The Global Overview
Higher Education’s Quality Squeeze
Prestigious institutions like Yale are finally auditing their own administrative bloat, mirroring a broader industry reckoning regarding institutional viability (WSJ). Economics observer Tyler Cowen notes a coming structural adjustment: universities will increasingly trade tenure-track excellence for cheaper, “inferior” online instruction to survive cost pressures. The incentive is clear—elite degrees are being commoditized, shifting from exclusive sanctuaries of inquiry to optimized delivery systems for high-margin, low-overhead content.
Germany’s Privatization Pivot
Germany is transitioning from emergency intervention to asset liquidation as state-controlled energy firm Sefe, the successor to Gazprom’s German arm, eyes a capital increase of up to €2bn (FT). This signals a structural shift: the acute phase of the energy crisis has receded, and Berlin is moving to offload state-held burdens to private balance sheets. The move prioritizes market-led efficiency over long-term nationalized stewardship, providing Berlin with fresh capital to buffer potential future shocks.

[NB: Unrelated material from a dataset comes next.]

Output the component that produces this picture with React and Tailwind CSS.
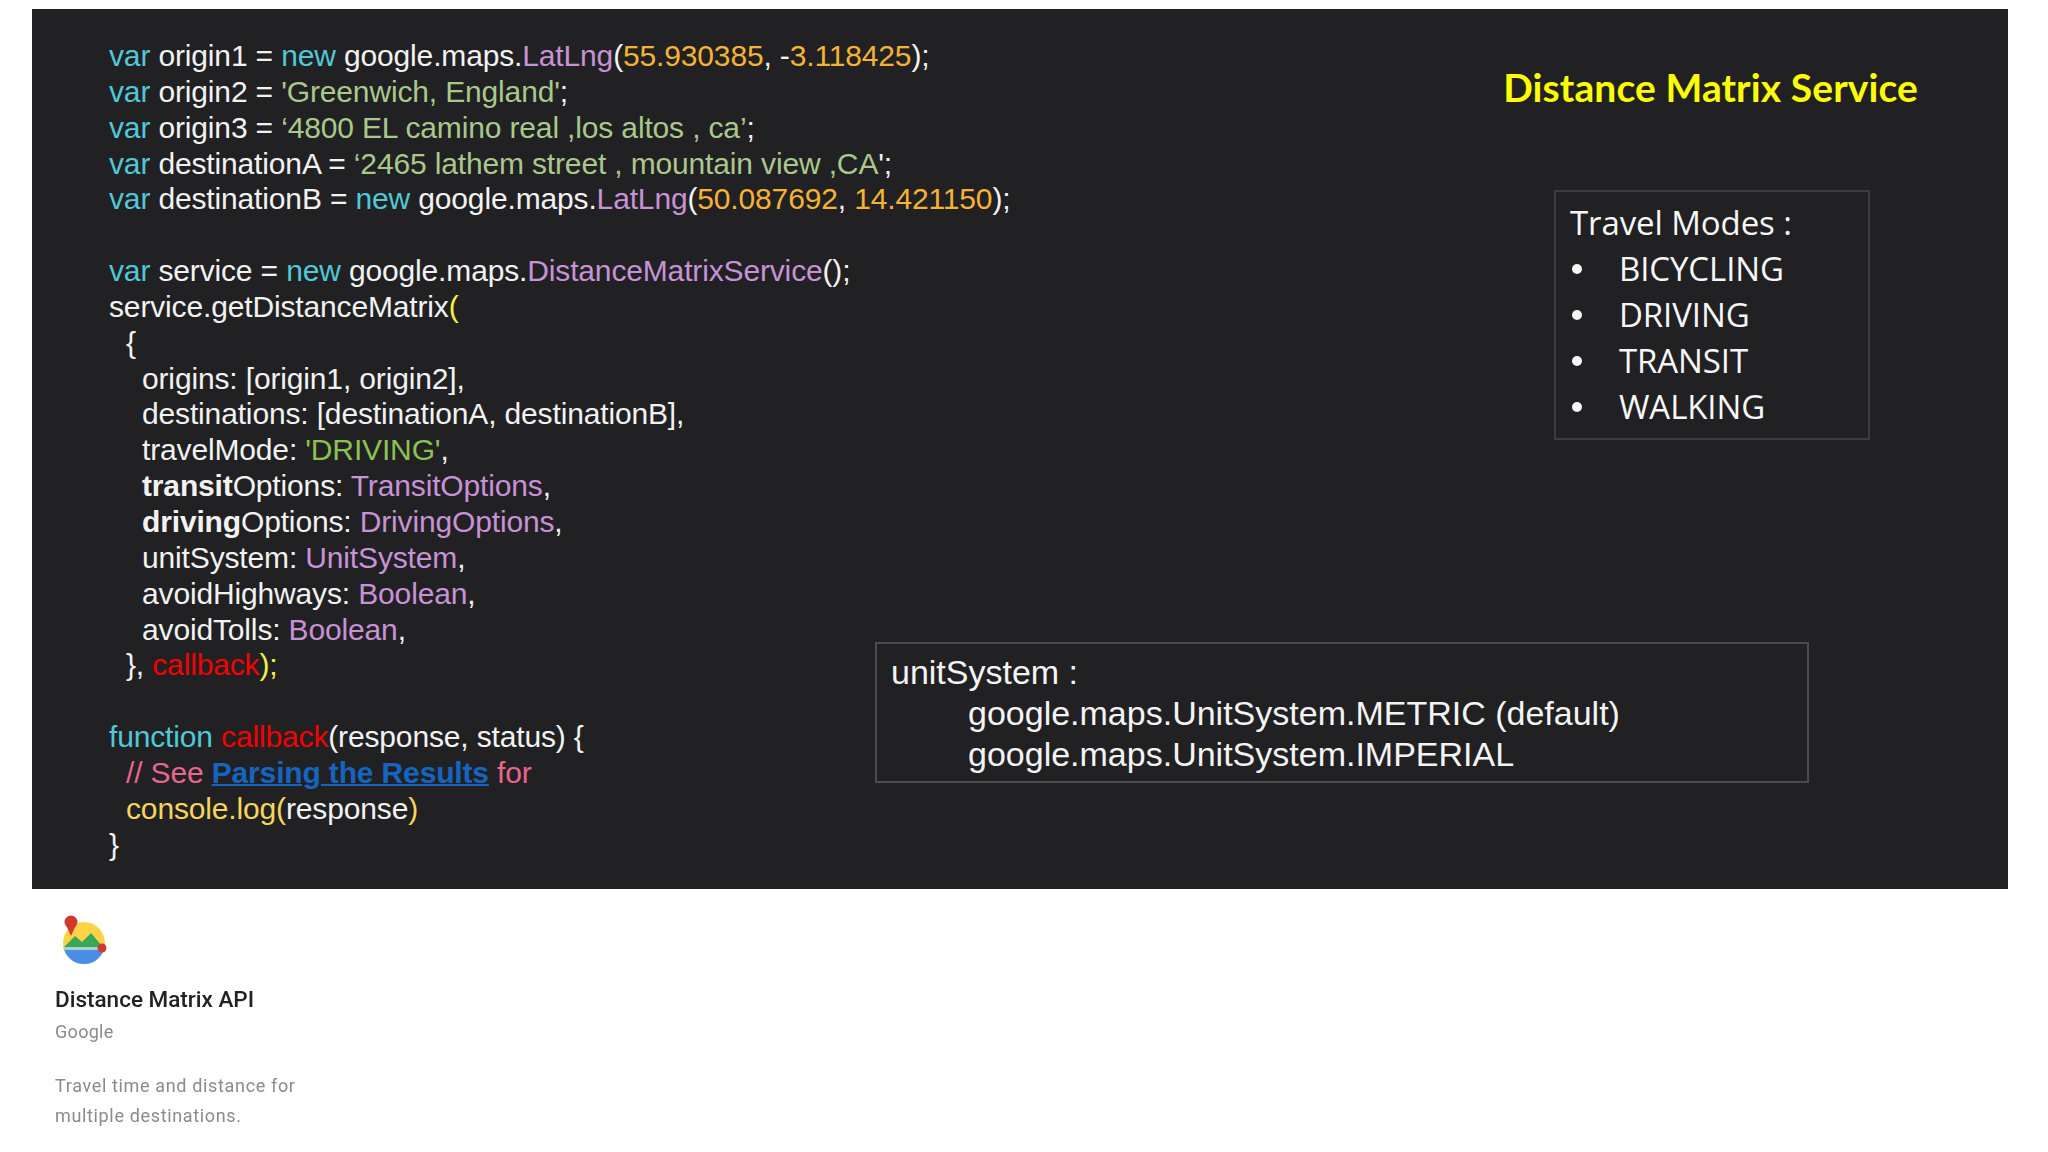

Executive Rewards vs. Market Gravity
While global debt markets tighten—evidenced by Thailand’s $30bn borrowing expansion and AirAsia’s $230m private credit test—FTSE executives are securing an average 18% pay hike (FT). This divergence is telling: boards are prioritizing the retention of “star” leadership to navigate volatility, even as they trim sustainability (ESG) payouts. Meanwhile, the 100% surge in Billionbrains Garage Ventures’ stock since November highlights a market obsessed with high-velocity brokerage fees, largely ignoring the underlying fragility that rising capital costs impose on corporate earnings (Bloomberg).